Question

The general solution of the differential equation$$ \phantom{|}\frac{ydx-xdy}{y}=0\phantom{|}$$is$$ \phantom{|}$$（ ）
A. x = Cy$$^{2}$$
B. y = Cx$$^{2}$$
C. y = Cx
D. xy = C

Answer

**step1 Simplify the Differential Equation**

The given differential equation is $$\frac{ydx-xdy}{y}=0$$. Since the fraction equals zero, its numerator must be zero. Also, note that y cannot be zero.

$$ydx-xdy = 0$$

**step2 Rearrange the Equation into a Recognizable Differential Form**

The expression $$ydx-xdy$$ is part of the derivative formula for a quotient. Recall the quotient rule: $$d\left(\frac{u}{v}\right) = \frac{vdu - udv}{v^2}$$. To make our equation match this form, we can divide both sides by $$y^2$$ (assuming $$y \neq 0$$).

$$\frac{ydx-xdy}{y^2} = 0$$

**step3 Identify the Exact Differential**

The left side of the equation is precisely the differential of $$\frac{x}{y}$$.

$$d\left(\frac{x}{y}\right) = 0$$

**step4 Integrate Both Sides**

To find the general solution, integrate both sides of the equation. The integral of a differential is the function itself, plus an arbitrary constant of integration.

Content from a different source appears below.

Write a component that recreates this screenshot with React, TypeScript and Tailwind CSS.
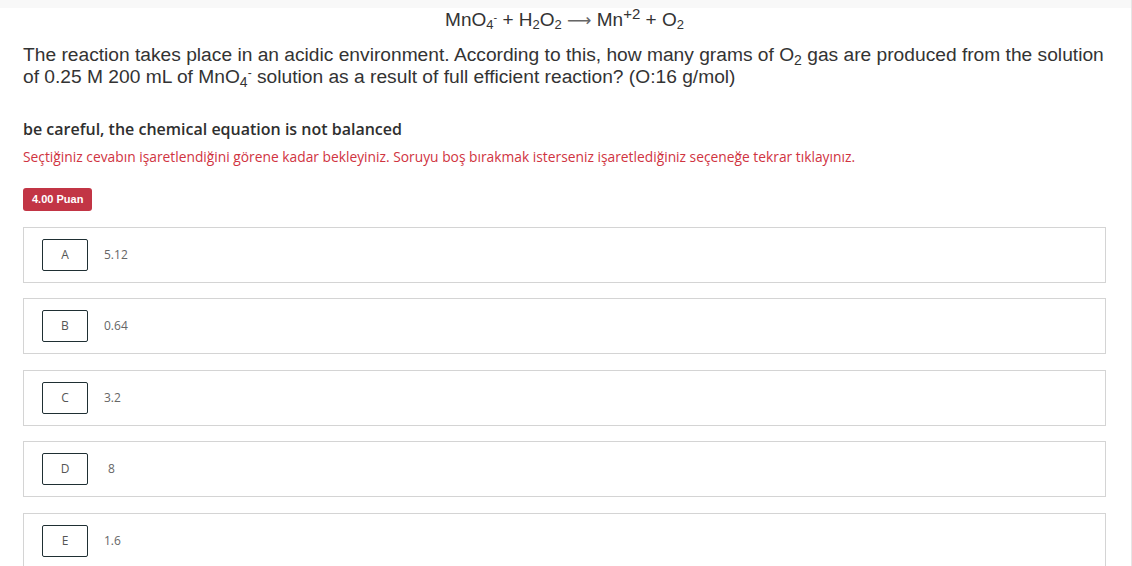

$$\int d\left(\frac{x}{y}\right) = \int 0$$

$$\frac{x}{y} = C$$

where C is the constant of integration.

**step5 Rearrange to Match the Options**

The solution found is $$\frac{x}{y} = C$$. We can rearrange this equation to match the format of the given options. Multiplying both sides by y, we get:

$$x = Cy$$

This form is equivalent to option C, $$y = Cx$$, because C is an arbitrary constant. If $$x = Cy$$, then $$y = \frac{1}{C}x$$. Since C is an arbitrary non-zero constant, $$\frac{1}{C}$$ is also an arbitrary non-zero constant. Let $$K = \frac{1}{C}$$, then $$y = Kx$$. This matches the form of option C.